Every line of the material is to be quoted verbatim, minus the pictures.
+--
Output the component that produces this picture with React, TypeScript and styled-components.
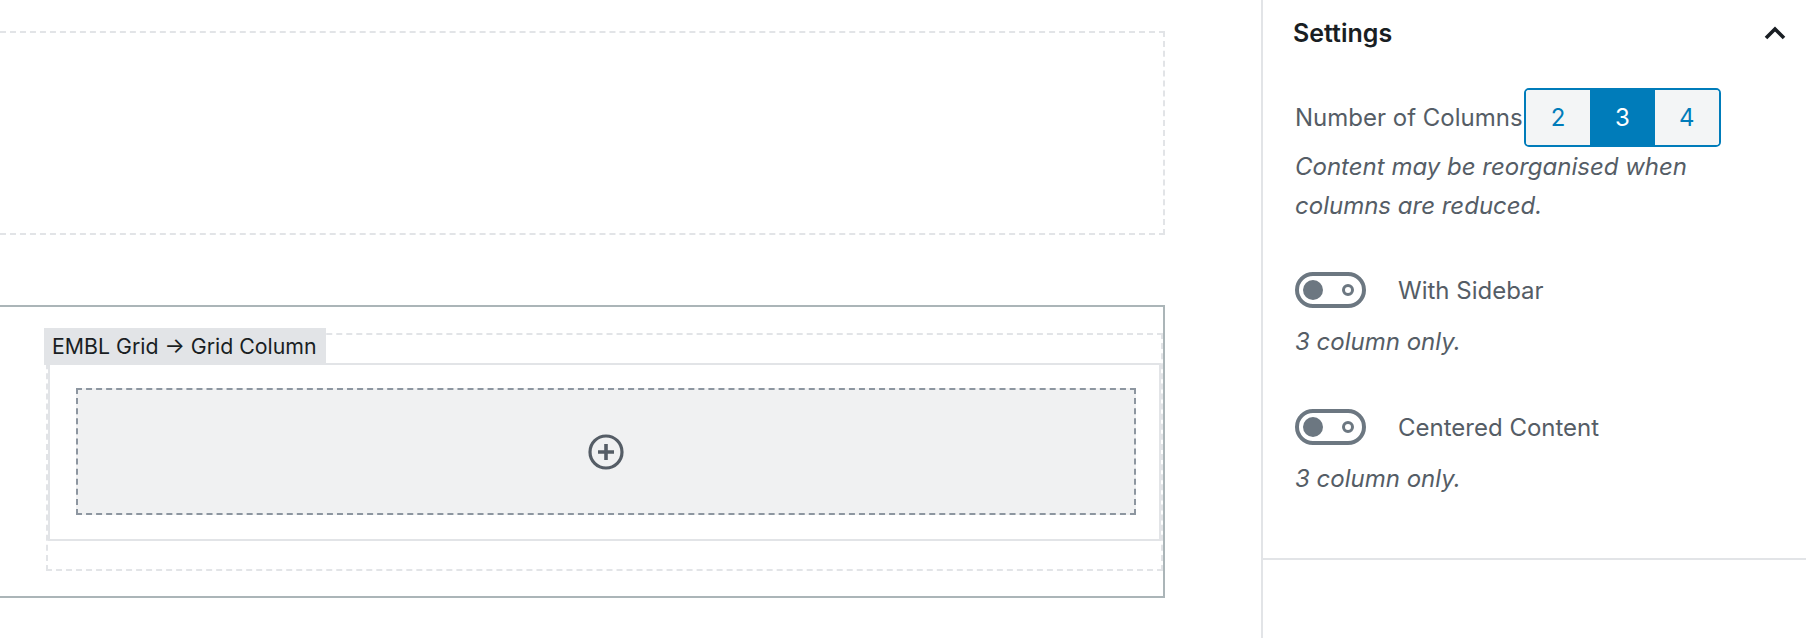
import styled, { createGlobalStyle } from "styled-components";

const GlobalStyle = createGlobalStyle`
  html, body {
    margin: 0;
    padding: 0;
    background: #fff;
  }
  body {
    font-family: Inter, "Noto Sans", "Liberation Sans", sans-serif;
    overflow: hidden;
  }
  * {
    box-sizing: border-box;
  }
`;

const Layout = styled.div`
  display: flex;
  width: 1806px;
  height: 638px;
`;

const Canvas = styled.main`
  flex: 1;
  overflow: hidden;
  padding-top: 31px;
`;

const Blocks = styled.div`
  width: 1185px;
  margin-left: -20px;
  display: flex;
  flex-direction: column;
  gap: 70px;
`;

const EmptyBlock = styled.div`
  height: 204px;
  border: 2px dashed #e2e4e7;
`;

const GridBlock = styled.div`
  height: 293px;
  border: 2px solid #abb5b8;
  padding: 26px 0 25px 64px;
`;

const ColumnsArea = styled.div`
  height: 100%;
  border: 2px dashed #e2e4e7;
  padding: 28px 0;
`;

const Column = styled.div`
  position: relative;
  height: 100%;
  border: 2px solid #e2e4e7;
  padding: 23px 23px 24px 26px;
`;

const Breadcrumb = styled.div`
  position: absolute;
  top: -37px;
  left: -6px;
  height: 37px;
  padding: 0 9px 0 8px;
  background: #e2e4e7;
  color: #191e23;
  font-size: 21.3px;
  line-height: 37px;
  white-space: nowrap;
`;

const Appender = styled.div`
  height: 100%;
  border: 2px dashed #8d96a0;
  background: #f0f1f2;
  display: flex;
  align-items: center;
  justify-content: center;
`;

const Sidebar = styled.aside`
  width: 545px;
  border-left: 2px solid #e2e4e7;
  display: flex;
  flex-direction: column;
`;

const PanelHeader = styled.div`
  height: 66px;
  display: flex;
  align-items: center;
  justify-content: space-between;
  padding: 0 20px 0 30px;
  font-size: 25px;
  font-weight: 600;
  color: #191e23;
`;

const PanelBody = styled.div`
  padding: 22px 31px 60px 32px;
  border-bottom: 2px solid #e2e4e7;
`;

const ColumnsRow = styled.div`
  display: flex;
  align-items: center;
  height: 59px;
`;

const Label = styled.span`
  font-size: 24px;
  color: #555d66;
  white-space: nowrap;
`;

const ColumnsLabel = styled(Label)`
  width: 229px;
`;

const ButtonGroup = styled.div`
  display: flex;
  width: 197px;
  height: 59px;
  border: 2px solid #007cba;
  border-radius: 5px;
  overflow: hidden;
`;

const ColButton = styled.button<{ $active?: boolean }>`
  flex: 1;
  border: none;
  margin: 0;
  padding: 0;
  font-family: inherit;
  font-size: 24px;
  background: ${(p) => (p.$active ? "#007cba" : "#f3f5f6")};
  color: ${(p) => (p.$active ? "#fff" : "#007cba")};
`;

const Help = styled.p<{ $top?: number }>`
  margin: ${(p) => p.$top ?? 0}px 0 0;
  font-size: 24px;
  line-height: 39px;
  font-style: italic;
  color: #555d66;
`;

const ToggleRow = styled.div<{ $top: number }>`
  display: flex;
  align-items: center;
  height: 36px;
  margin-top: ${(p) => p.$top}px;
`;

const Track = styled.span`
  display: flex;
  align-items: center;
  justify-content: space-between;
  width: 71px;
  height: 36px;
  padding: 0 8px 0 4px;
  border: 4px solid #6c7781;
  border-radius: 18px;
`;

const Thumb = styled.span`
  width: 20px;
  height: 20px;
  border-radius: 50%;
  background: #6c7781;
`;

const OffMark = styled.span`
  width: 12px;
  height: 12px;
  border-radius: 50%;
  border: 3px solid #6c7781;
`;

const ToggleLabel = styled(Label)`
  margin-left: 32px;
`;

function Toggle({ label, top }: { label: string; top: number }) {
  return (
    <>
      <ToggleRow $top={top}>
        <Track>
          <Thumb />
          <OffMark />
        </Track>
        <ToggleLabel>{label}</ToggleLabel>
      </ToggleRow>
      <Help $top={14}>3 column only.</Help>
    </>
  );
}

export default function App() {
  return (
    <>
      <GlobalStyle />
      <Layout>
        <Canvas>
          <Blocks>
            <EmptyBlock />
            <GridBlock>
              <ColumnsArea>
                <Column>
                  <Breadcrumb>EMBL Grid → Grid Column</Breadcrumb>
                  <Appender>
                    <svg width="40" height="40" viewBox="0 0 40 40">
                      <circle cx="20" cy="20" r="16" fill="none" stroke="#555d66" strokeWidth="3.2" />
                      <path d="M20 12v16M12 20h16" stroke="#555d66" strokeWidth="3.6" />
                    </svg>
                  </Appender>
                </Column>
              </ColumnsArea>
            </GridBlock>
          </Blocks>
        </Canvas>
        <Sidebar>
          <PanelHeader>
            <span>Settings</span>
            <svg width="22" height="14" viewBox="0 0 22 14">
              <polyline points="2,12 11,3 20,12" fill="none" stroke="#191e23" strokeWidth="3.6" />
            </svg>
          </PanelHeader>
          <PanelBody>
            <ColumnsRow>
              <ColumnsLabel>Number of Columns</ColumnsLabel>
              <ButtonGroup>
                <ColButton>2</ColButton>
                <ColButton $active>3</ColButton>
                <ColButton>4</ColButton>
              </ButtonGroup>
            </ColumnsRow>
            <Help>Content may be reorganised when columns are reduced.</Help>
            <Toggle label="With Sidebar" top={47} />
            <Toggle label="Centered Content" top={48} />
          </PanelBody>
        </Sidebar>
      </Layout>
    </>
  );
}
+--
» **Answer**
Output the component that produces this picture with React, TypeScript and styled-components.
import styled, { createGlobalStyle } from "styled-components";

const GlobalStyle = createGlobalStyle`
  html, body {
    margin: 0;
    padding: 0;
    background: #fff;
  }
  body {
    font-family: Inter, "Noto Sans", "Liberation Sans", sans-serif;
    overflow: hidden;
  }
  * {
    box-sizing: border-box;
  }
`;

const Layout = styled.div`
  display: flex;
  width: 1806px;
  height: 638px;
`;

const Canvas = styled.main`
  flex: 1;
  overflow: hidden;
  padding-top: 31px;
`;

const Blocks = styled.div`
  width: 1185px;
  margin-left: -20px;
  display: flex;
  flex-direction: column;
  gap: 70px;
`;

const EmptyBlock = styled.div`
  height: 204px;
  border: 2px dashed #e2e4e7;
`;

const GridBlock = styled.div`
  height: 293px;
  border: 2px solid #abb5b8;
  padding: 26px 0 25px 64px;
`;

const ColumnsArea = styled.div`
  height: 100%;
  border: 2px dashed #e2e4e7;
  padding: 28px 0;
`;

const Column = styled.div`
  position: relative;
  height: 100%;
  border: 2px solid #e2e4e7;
  padding: 23px 23px 24px 26px;
`;

const Breadcrumb = styled.div`
  position: absolute;
  top: -37px;
  left: -6px;
  height: 37px;
  padding: 0 9px 0 8px;
  background: #e2e4e7;
  color: #191e23;
  font-size: 21.3px;
  line-height: 37px;
  white-space: nowrap;
`;

const Appender = styled.div`
  height: 100%;
  border: 2px dashed #8d96a0;
  background: #f0f1f2;
  display: flex;
  align-items: center;
  justify-content: center;
`;

const Sidebar = styled.aside`
  width: 545px;
  border-left: 2px solid #e2e4e7;
  display: flex;
  flex-direction: column;
`;

const PanelHeader = styled.div`
  height: 66px;
  display: flex;
  align-items: center;
  justify-content: space-between;
  padding: 0 20px 0 30px;
  font-size: 25px;
  font-weight: 600;
  color: #191e23;
`;

const PanelBody = styled.div`
  padding: 22px 31px 60px 32px;
  border-bottom: 2px solid #e2e4e7;
`;

const ColumnsRow = styled.div`
  display: flex;
  align-items: center;
  height: 59px;
`;

const Label = styled.span`
  font-size: 24px;
  color: #555d66;
  white-space: nowrap;
`;

const ColumnsLabel = styled(Label)`
  width: 229px;
`;

const ButtonGroup = styled.div`
  display: flex;
  width: 197px;
  height: 59px;
  border: 2px solid #007cba;
  border-radius: 5px;
  overflow: hidden;
`;

const ColButton = styled.button<{ $active?: boolean }>`
  flex: 1;
  border: none;
  margin: 0;
  padding: 0;
  font-family: inherit;
  font-size: 24px;
  background: ${(p) => (p.$active ? "#007cba" : "#f3f5f6")};
  color: ${(p) => (p.$active ? "#fff" : "#007cba")};
`;

const Help = styled.p<{ $top?: number }>`
  margin: ${(p) => p.$top ?? 0}px 0 0;
  font-size: 24px;
  line-height: 39px;
  font-style: italic;
  color: #555d66;
`;

const ToggleRow = styled.div<{ $top: number }>`
  display: flex;
  align-items: center;
  height: 36px;
  margin-top: ${(p) => p.$top}px;
`;

const Track = styled.span`
  display: flex;
  align-items: center;
  justify-content: space-between;
  width: 71px;
  height: 36px;
  padding: 0 8px 0 4px;
  border: 4px solid #6c7781;
  border-radius: 18px;
`;

const Thumb = styled.span`
  width: 20px;
  height: 20px;
  border-radius: 50%;
  background: #6c7781;
`;

const OffMark = styled.span`
  width: 12px;
  height: 12px;
  border-radius: 50%;
  border: 3px solid #6c7781;
`;

const ToggleLabel = styled(Label)`
  margin-left: 32px;
`;

function Toggle({ label, top }: { label: string; top: number }) {
  return (
    <>
      <ToggleRow $top={top}>
        <Track>
          <Thumb />
          <OffMark />
        </Track>
        <ToggleLabel>{label}</ToggleLabel>
      </ToggleRow>
      <Help $top={14}>3 column only.</Help>
    </>
  );
}

export default function App() {
  return (
    <>
      <GlobalStyle />
      <Layout>
        <Canvas>
          <Blocks>
            <EmptyBlock />
            <GridBlock>
              <ColumnsArea>
                <Column>
                  <Breadcrumb>EMBL Grid → Grid Column</Breadcrumb>
                  <Appender>
                    <svg width="40" height="40" viewBox="0 0 40 40">
                      <circle cx="20" cy="20" r="16" fill="none" stroke="#555d66" strokeWidth="3.2" />
                      <path d="M20 12v16M12 20h16" stroke="#555d66" strokeWidth="3.6" />
                    </svg>
                  </Appender>
                </Column>
              </ColumnsArea>
            </GridBlock>
          </Blocks>
        </Canvas>
        <Sidebar>
          <PanelHeader>
            <span>Settings</span>
            <svg width="22" height="14" viewBox="0 0 22 14">
              <polyline points="2,12 11,3 20,12" fill="none" stroke="#191e23" strokeWidth="3.6" />
            </svg>
          </PanelHeader>
          <PanelBody>
            <ColumnsRow>
              <ColumnsLabel>Number of Columns</ColumnsLabel>
              <ButtonGroup>
                <ColButton>2</ColButton>
                <ColButton $active>3</ColButton>
                <ColButton>4</ColButton>
              </ButtonGroup>
            </ColumnsRow>
            <Help>Content may be reorganised when columns are reduced.</Help>
            <Toggle label="With Sidebar" top={47} />
            <Toggle label="Centered Content" top={48} />
          </PanelBody>
        </Sidebar>
      </Layout>
    </>
  );
}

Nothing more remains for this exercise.